Industry leaders are keeping up the pressure on ministers over the future of press regulation ahead of a crunch meeting of the Privy Council later this month.

The council, made up mainly of current and former ministers, will be asked to decide between two rival Royal Charters to oversee the press – one put forward by the government, the other by the Newspaper Society and other industry bodies.

NS director David Newell as written to culture secretary Maria Miller warning that the government’s proposed Charter may be unconstitutional.

In the letter, he warns that the Charter will ask regional press titles to be part of an “expensive, burdensome regulatory structure” and rejects suggestions by Deputy Prime Minister Nick Clegg that it could allow the regional press to set up a separate regulator.

An attachment to the letter states: “There are no examples which exist where a Royal Charter has been used to impose regulation or controls on an industry or profession without their agreement or consent and without full public consultation.

“This makes the Government’s draft press charter unique and potentially unconstitutional.

“Royal Charters in the twentieth century and beyond have never been used as a substitute for legislation to impose obligations on citizens without their consent. Otherwise governments would never have to legislate on anything. They could revert to ruling through the Queen in Council.”

“The Charter punishes regional and local newspapers for crimes and activities for which they have been found innocent and asks them to be part of an expensive, burdensome regulatory structure either as part of the whole industry or on their own.”

In a separate development, the leader of the Chartered Institute of Journalists warned that the government’s proposed charter may undermine its own Royal Charter, granted by Queen Victoria in 1890.

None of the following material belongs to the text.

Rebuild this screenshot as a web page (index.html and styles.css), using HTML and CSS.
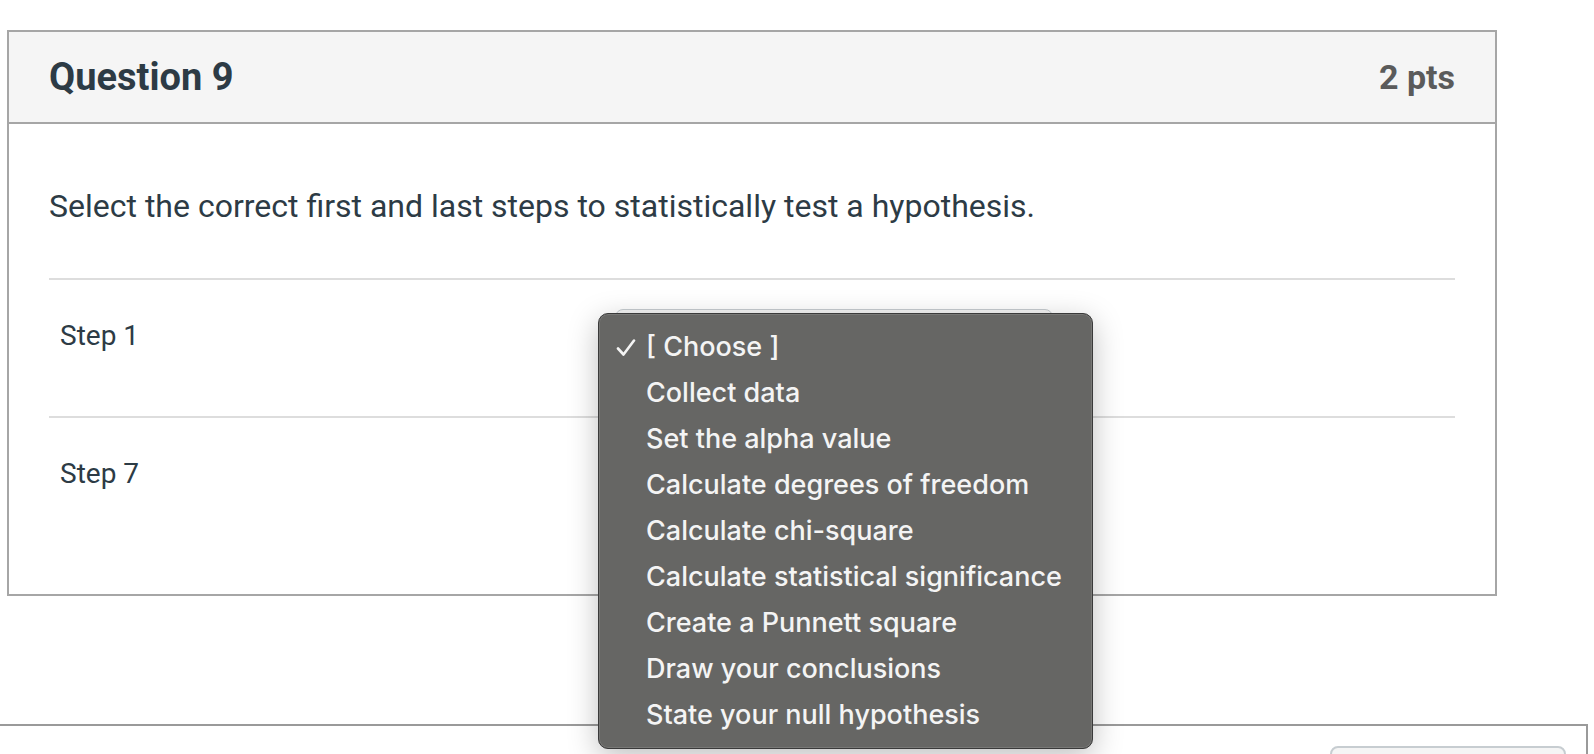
FILE: index.html
```html
<!DOCTYPE html>
<html lang="en">
<head>
  <meta charset="UTF-8" />
  <title>Question 9</title>
  <link rel="stylesheet" href="styles.css">
</head>
<body>
  <div class="question">
    <div class="question-header">
      <span class="question-name">Question 9</span>
      <span class="points">2 pts</span>
    </div>
    <div class="question-body">
      <p class="question-text">Select the correct first and last steps to statistically test a hypothesis.</p>
      <div class="answers">
        <div class="answer-row">
          <div class="answer-label">Step 1</div>
          <div class="select-wrap">
            <div class="select-box"></div>
            <ul class="select-menu">
              <li class="selected">
                <svg class="check" width="20" height="18" viewBox="0 0 20 18"><polyline points="2,9.5 7.5,15.5 18,1.5" fill="none" stroke="#f4f4f4" stroke-width="2.6" stroke-linecap="round" stroke-linejoin="round"/></svg>
                [ Choose ]
              </li>
              <li>Collect data</li>
              <li>Set the alpha value</li>
              <li>Calculate degrees of freedom</li>
              <li>Calculate chi-square</li>
              <li>Calculate statistical significance</li>
              <li>Create a Punnett square</li>
              <li>Draw your conclusions</li>
              <li>State your null hypothesis</li>
            </ul>
          </div>
        </div>
        <div class="answer-row">
          <div class="answer-label">Step 7</div>
          <div class="select-wrap">
            <div class="select-box"></div>
          </div>
        </div>
      </div>
    </div>
  </div>

  <div class="form-actions">
    <button class="action-btn"></button>
  </div>
</body>
</html>
```

FILE: styles.css
```css
html, body {
  height: 754px;
  overflow: hidden;
}
body {
  margin: 0;
  background: #fff;
  font-family: Roboto, "Liberation Sans", sans-serif;
  color: #2d3b45;
}
.question {
  margin: 30px 0 0 7px;
  width: 1486px;
  border: 2px solid #a6a6a6;
}
.question-header {
  height: 90px;
  background: #f5f5f5;
  border-bottom: 2px solid #a6a6a6;
  display: flex;
  justify-content: space-between;
  align-items: center;
  padding: 0 40px;
}
.question-name {
  font-size: 38px;
  font-weight: bold;
}
.points {
  font-size: 34px;
  font-weight: bold;
  color: #5b5b5b;
}
.question-body {
  padding: 0 40px 40px;
}
.question-text {
  margin: 0;
  padding: 63px 0 53px;
  font-size: 32px;
  line-height: 38px;
}
.answers {
  border-top: 2px solid #dddddd;
}
.answer-row {
  height: 136px;
  display: flex;
  align-items: flex-start;
}
.answer-row + .answer-row {
  border-top: 2px solid #dddddd;
}
.answer-label {
  width: 555px;
  padding: 39px 0 0 11px;
  font-size: 28px;
}
.select-wrap {
  position: relative;
  padding-top: 29px;
}
.select-box {
  width: 436px;
  height: 56px;
  border: 1px solid #c7cdd1;
  border-radius: 8px;
  background: #f5f5f5;
}
.select-menu {
  position: absolute;
  top: 33px;
  left: -17px;
  width: 493px;
  margin: 0;
  padding: 10px 0;
  list-style: none;
  background: #666664;
  border: 1px solid #3a3a3a;
  border-radius: 10px;
  box-shadow: 0 0 0 1px rgba(255,255,255,0.12) inset, 0 8px 30px rgba(0,0,0,0.25);
  font-family: Inter, "Noto Sans", sans-serif;
  font-size: 27px;
  font-weight: 500;
  color: #f4f4f4;
  z-index: 5;
}
.select-menu li {
  position: relative;
  height: 46px;
  line-height: 46px;
  padding-left: 47px;
  white-space: nowrap;
}
.select-menu .check {
  position: absolute;
  left: 17px;
  top: 15px;
}
.form-actions {
  margin-top: 128px;
  width: 1588px;
  height: 60px;
  border-top: 2px solid #9a9a9a;
  border-right: 2px solid #9a9a9a;
  box-sizing: border-box;
  display: flex;
  justify-content: flex-end;
  padding: 20px 20px 0 0;
}
.action-btn {
  width: 236px;
  height: 50px;
  border: 2px solid #c7cdd1;
  border-radius: 8px;
  background: #f5f5f5;
}
```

The Institute’s aims and objectives as set out in the Chatrer include “the ascertainment of the law and practice relating to all things connected with the journalistic profession and the exercise of supervision over its members when engaged in professional duties.”

CIoJ president Charlie Harris said:  “We have legal advice that the charter sent by Parliament to the Privy Council for royal assent has serious implications for our own charter and that we have a right to be consulted before any new charter that overlaps with ours is laid before Her Majesty for approval.”

The Institute says it was totally opposed to any state involvement in the enforcement of professional ethics and warned that the proposals would open the way for a future government to impose much tougher restrictions on freedom of the press.

An opinion poll published today showed that the clear majority of the public believes politicians should be kept out of press regulation.

More than two third of the people surveyed agreed that the new press regulation system “should be set up in a way that does not give politicians the final say if and when changes need to be made.”